DATA.

○ ○ ○ ○ ○

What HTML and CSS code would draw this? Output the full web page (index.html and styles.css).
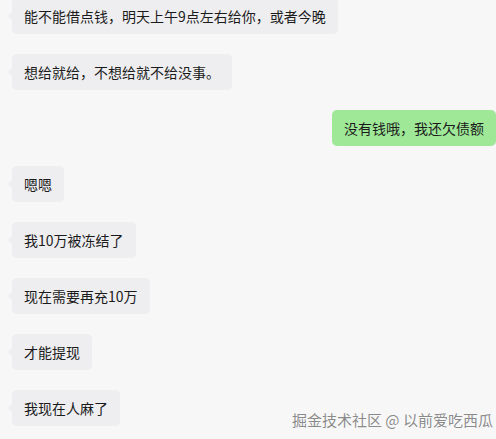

○ ○ ○ ○ ○

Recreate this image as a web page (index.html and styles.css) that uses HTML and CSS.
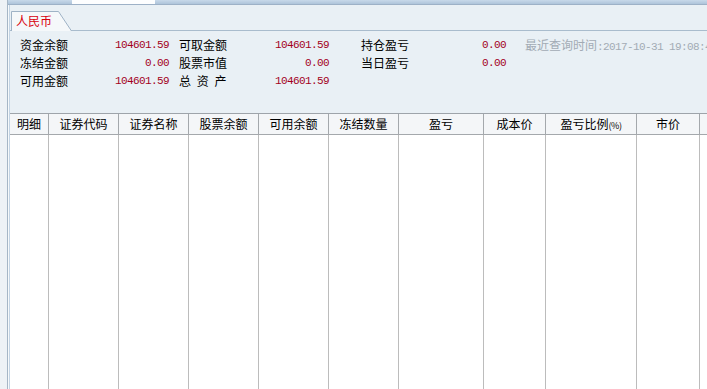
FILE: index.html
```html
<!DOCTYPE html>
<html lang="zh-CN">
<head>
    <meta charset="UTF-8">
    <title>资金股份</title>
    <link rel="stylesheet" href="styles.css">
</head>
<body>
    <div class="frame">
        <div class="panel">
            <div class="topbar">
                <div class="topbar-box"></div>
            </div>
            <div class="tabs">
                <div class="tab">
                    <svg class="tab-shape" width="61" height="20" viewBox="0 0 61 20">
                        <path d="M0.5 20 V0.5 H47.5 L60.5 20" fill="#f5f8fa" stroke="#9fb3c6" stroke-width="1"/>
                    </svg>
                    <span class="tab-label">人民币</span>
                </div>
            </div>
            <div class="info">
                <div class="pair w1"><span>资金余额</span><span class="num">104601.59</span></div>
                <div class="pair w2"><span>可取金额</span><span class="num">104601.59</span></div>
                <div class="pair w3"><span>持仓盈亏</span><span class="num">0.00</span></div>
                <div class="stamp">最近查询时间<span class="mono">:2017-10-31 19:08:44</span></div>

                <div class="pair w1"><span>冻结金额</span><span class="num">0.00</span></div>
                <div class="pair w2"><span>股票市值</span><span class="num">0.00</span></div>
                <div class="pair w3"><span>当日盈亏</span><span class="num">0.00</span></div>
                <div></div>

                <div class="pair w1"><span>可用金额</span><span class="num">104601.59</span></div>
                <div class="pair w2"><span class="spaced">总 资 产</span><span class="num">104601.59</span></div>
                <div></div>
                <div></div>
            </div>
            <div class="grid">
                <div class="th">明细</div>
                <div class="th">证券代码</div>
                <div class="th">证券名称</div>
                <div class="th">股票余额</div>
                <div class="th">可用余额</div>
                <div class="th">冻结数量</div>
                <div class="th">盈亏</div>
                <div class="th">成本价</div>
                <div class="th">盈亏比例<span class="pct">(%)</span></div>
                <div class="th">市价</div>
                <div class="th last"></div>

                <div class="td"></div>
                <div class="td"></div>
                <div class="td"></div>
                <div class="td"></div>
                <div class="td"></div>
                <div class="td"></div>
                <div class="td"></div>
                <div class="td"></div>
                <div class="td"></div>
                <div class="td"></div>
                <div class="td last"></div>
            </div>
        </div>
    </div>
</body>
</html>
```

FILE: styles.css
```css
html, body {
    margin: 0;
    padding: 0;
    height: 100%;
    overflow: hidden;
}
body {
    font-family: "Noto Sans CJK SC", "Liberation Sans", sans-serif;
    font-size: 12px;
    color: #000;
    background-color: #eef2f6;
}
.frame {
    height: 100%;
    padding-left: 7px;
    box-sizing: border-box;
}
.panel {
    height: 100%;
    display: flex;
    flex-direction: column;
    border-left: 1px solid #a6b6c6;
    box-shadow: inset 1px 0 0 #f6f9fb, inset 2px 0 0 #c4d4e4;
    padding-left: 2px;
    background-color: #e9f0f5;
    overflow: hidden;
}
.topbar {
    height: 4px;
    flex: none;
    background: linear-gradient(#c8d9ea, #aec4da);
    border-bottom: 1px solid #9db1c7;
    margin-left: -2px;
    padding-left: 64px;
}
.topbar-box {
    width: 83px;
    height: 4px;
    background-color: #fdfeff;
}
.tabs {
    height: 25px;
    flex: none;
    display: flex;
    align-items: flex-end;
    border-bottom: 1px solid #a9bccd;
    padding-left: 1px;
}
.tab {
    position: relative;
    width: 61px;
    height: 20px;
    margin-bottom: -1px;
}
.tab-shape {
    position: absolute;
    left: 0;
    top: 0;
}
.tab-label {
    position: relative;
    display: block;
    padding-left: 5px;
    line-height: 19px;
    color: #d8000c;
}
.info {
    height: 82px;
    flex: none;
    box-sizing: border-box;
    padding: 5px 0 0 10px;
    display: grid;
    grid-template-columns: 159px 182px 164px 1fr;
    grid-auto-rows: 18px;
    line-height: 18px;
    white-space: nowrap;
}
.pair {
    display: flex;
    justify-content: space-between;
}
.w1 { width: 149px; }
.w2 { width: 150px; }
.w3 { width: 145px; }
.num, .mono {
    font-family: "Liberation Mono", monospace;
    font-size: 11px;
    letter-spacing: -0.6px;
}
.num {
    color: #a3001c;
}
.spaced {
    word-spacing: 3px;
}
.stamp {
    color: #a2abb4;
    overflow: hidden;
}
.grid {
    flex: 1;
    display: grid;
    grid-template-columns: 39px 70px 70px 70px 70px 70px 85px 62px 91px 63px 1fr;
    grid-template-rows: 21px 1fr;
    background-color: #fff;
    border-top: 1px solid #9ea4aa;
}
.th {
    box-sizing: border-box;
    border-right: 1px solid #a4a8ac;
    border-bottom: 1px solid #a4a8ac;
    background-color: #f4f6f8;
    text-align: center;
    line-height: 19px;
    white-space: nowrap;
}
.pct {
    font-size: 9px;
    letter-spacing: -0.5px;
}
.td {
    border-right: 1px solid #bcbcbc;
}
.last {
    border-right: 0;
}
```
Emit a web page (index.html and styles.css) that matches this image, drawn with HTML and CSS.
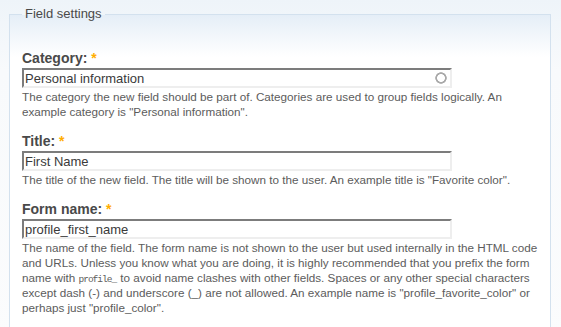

○ ○ ○ ○ ○

WHAT THE TASK REQUIRES. Your task is to gather all lines from the entries above that hold the word "index".

RESULT OF THE TASK.
What HTML and CSS code would draw this? Output the full web page (index.html and styles.css).
Recreate this image as a web page (index.html and styles.css) that uses HTML and CSS.
FILE: index.html
Emit a web page (index.html and styles.css) that matches this image, drawn with HTML and CSS.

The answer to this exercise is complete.